Leaving Chief’s pasture near Edgerton, Kansas, on a trip that would last 3 months, three weeks, or if we failed, three days. May 16, 2012

For the month preceding my departure on a solo horseback ride through Kansas and Missouri, May 16, 2012–a girlhood dream that I no longer could suppress–I had to take a half tablet of Benadryl each night to help me go to sleep. Would I be safe? Would some nice family’s drunk uncle come over late one night and attack me in my tent, where I camped in their pasture? I knew from past experience (a much longer ride I took with my former husband when I was 23–more on that later) people wherever we rode were heartbreakingly kind. But I had a man with me then. Thirty years later, would I be safe?

Here is the foreword of my forthcoming memoir, tentatively titled “Circling Home–one woman’s horseback ride into the heart of America.” I hope you like it, and I hope you will comment:

The Man Pulling Radishes/Pointed My Way with a Radish
(excerpt from 300 miles into our ride)

“We took right turns north and left turns west to follow our fine blue lines over hills, into bottoms, through dense growth, far away from any highway. We might have been riding closer to Kansas City, but we were riding deeper into the country, farther from Springfield and Branson, still more than 200 miles from a major city. Our gravel road became more powder and less gravel, narrower, and with no ditch, but rusty fences abutting it, slack with unemployment, because there were no cattle to contain on this lowland that floods in spring and fall. Birds zipped through it, and deer sprang or glided in our farthest periphery.

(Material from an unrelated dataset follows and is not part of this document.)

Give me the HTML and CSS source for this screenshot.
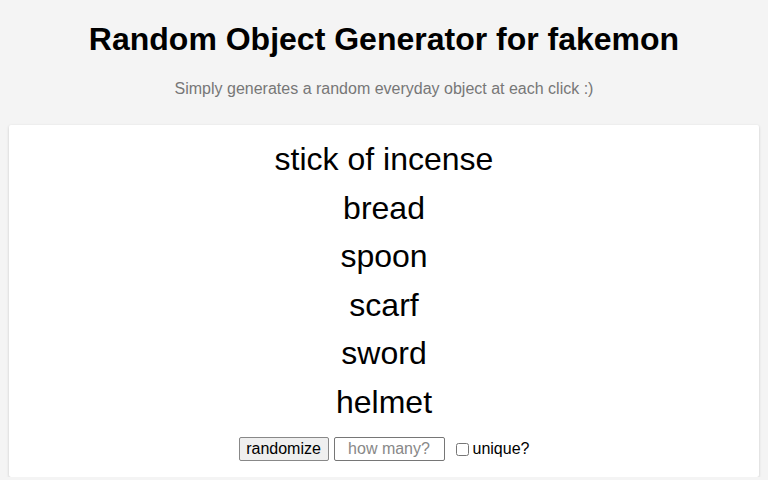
FILE: index.html
```html
<!DOCTYPE html>
<html>
<head>
<meta charset="utf-8">
<title>Random Object Generator for fakemon</title>
<link rel="stylesheet" href="styles.css">
</head>
<body>
<header class="header">
  <h1 class="title">Random Object Generator for fakemon</h1>
  <p class="subtitle">Simply generates a random everyday object at each click :)</p>
</header>
<main class="card">
  <ul class="objects">
    <li>stick of incense</li>
    <li>bread</li>
    <li>spoon</li>
    <li>scarf</li>
    <li>sword</li>
    <li>helmet</li>
  </ul>
  <div class="controls">
    <button class="btn" type="button">randomize</button>
    <input class="count" type="text" placeholder="how many?">
    <label class="unique"><input type="checkbox" class="check">unique?</label>
  </div>
</main>
</body>
</html>
```

FILE: styles.css
```css
html, body {
  margin: 0;
  padding: 0;
}
body {
  background: #f4f4f4;
  font-family: "Liberation Sans", Arial, sans-serif;
  color: #000;
  padding: 0 9px;
}
.header {
  text-align: center;
  padding-top: 21px;
}
.title {
  margin: 0;
  font-size: 32px;
  font-weight: bold;
  line-height: 37px;
}
.subtitle {
  margin: 22px 0 0;
  font-size: 16px;
  line-height: 18px;
  color: #777;
}
.card {
  margin-top: 27px;
  background: #fff;
  border-radius: 2px;
  box-shadow: 0 1px 3px rgba(0,0,0,0.18);
  padding: 10px 0 16px;
  text-align: center;
}
.objects {
  list-style: none;
  margin: 0;
  padding: 0;
}
.objects li {
  font-size: 32px;
  line-height: 48.5px;
}
.controls {
  margin-top: 11px;
  display: flex;
  justify-content: center;
  align-items: center;
  gap: 5px;
  font-size: 16px;
}
.btn {
  font-family: "Liberation Sans", Arial, sans-serif;
  font-size: 16px;
  width: 90px;
  padding: 0;
  height: 24px;
  box-sizing: border-box;
  border: 1px solid #888;
  border-radius: 2px;
  background: #efefef;
  color: #000;
}
.count {
  font-family: "Liberation Sans", Arial, sans-serif;
  font-size: 16px;
  width: 111px;
  height: 24px;
  box-sizing: border-box;
  padding: 1px 2px;
  border: 1px solid #767676;
  border-radius: 2px;
  text-align: center;
}
.count::placeholder {
  color: #888;
}
.unique {
  display: flex;
  align-items: center;
  margin-left: 6px;
}
.check {
  margin: 0 4px 0 0;
  width: 13px;
  height: 13px;
}
```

My ears buzzed with silence that was faintly disturbed by a thousand insects touching dead leaves, and leaves above lifted by a breeze penetrating in random breaths. If you weren’t from here, you’d never be here.

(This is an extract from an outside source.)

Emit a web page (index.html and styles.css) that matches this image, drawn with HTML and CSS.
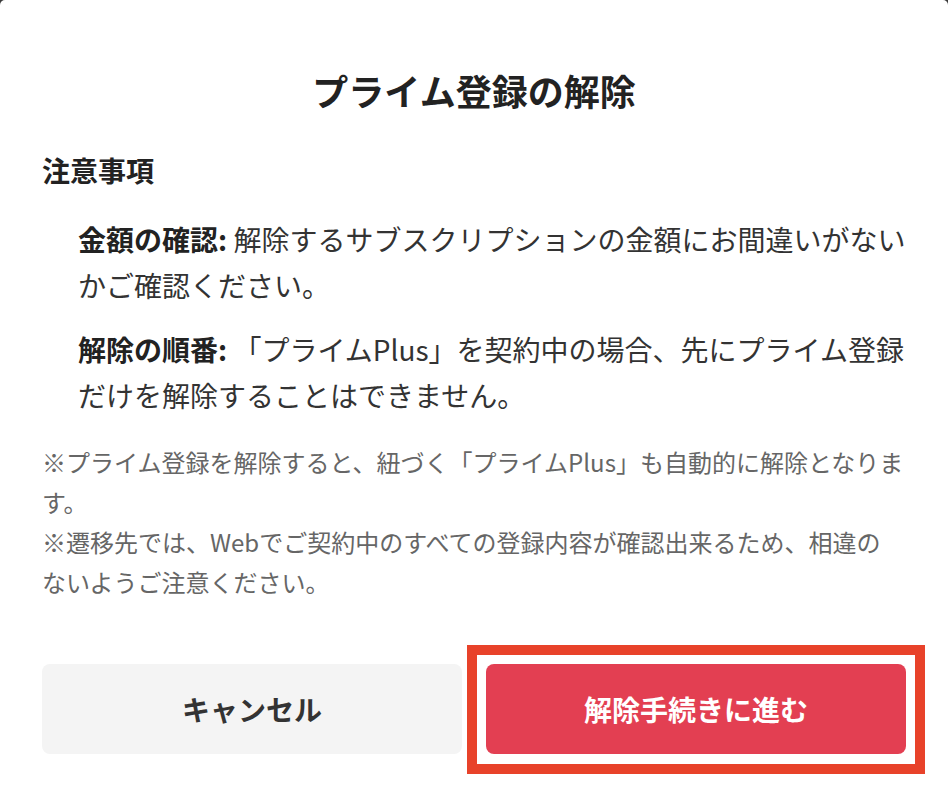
FILE: index.html
```html
<!DOCTYPE html>
<html lang="ja">

<head>
	<meta charset="utf-8">
	<title>プライム登録の解除</title>
	<link rel="stylesheet" href="styles.css">
</head>

<body>
	<div class="modal">
		<h1 class="modal-title">プライム登録の解除</h1>

		<h2 class="notes-title">注意事項</h2>
		<ul class="notes">
			<li><b>金額の確認:</b> 解除するサブスクリプションの金額にお間違いがないかご確認ください。</li>
			<li><b>解除の順番:</b> 「プライムPlus」を契約中の場合、先にプライム登録だけを解除することはできません。</li>
		</ul>

		<p class="remark">※プライム登録を解除すると、紐づく「プライムPlus」も自動的に解除となります。</p>
		<p class="remark">※遷移先では、Webでご契約中のすべての登録内容が確認出来るため、相違の<br>ないようご注意ください。</p>

		<div class="actions">
			<button type="button" class="button button-cancel">キャンセル</button>
			<div class="highlight">
				<button type="button" class="button button-primary">解除手続きに進む</button>
			</div>
		</div>
	</div>
</body>

</html>
```

FILE: styles.css
```css
body {
	margin: 0;
	background-color: #3a3a3a;
	font-family: "Noto Sans CJK JP", "Noto Sans", sans-serif;
	color: #333333;
}

.modal {
	min-height: 796px;
	box-sizing: border-box;
	padding: 63px 42px 0;
	background-color: #ffffff;
	border-radius: 5px 5px 0 0;
}

.modal-title {
	margin: 0;
	font-size: 36px;
	line-height: 54px;
	font-weight: 700;
	text-align: center;
	color: #222222;
}

.notes-title {
	margin: 33px 0 0;
	font-size: 28px;
	line-height: 40px;
	font-weight: 700;
	color: #222222;
}

.notes {
	margin: 26px 0 0;
	padding: 0 0 0 36px;
	list-style: none;
	font-size: 28px;
	line-height: 46px;
}

.notes li + li {
	margin-top: 18px;
}

.notes b {
	color: #222222;
}

.remark {
	margin: 0;
	font-size: 24px;
	line-height: 40px;
	color: #666666;
}

.notes + .remark {
	margin-top: 24px;
}

.actions {
	display: grid;
	grid-template-columns: 1fr 1fr;
	gap: 24px;
	margin-top: 62px;
}

.highlight {
	position: relative;
}

/* annotation frame drawn round the confirm button */
.highlight::after {
	content: "";
	position: absolute;
	top: -19px;
	left: -19px;
	right: -19px;
	bottom: -20px;
	border: 10px solid #e8422a;
	pointer-events: none;
}

.button {
	display: block;
	width: 100%;
	height: 90px;
	border: none;
	border-radius: 8px;
	font-family: inherit;
	font-size: 28px;
	font-weight: 700;
}

.button-cancel {
	background-color: #f4f4f4;
	color: #333333;
}

.button-primary {
	background-color: #e33f52;
	color: #ffffff;
}
```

When I was ten, I had crashed through an Oklahoma wind on my aged mare, Honey, bareback, galloping. Before responsibility—other than mother’s call to dinner, homework, bed—and without a father to comfort or boyfriend or husbands in succession to consider, I lived in my skin at ten, melded by sweat to my horse.

In decades since, with every life passage—two marriages, two births and a stillbirth, a husband’s head injury, loss of business and home—one vision recurred: A country road flowing under me and my horse, alone. This could never happen, I knew. I had lived in the home of a father or husband for all of my 54 years.

This day, I rode alone across the countryside, no one to consider, not even the wise, third husband, who had sent me on my way. My horse, Chief, and I scribed a 500-mile loop through Kansas and Missouri, the summer of 2012.

For me, nothing existed but this road. I belonged here as much as anyone, and in this land, my new kin: grey squirrels and buff deer, coyotes at night, the Wallen family who fed me three days ago; and the next family up the road. Nobody else counted, because my life depended on strangers. My own family never would find me. It would take me nearly two weeks to reach a symphony at Kauffman Center for the Performing Arts in Kansas City; then where would I tie my horse? These Cedar County folks knew the way, and for now, the way was my truth and life. I would take on this tribe’s language and law and religion if need be, one step at a time, pausing to eat and sleep and pee on their land. I passed into and out of worlds in the form of sections where people lived who knew the way and pointed me to it. As 18th-century Japanese poet Issa wrote, The man pulling radishes/pointed my way/with a radish.

For the first time since I was ten, I felt grounded as a bolt of lightning, and just as live.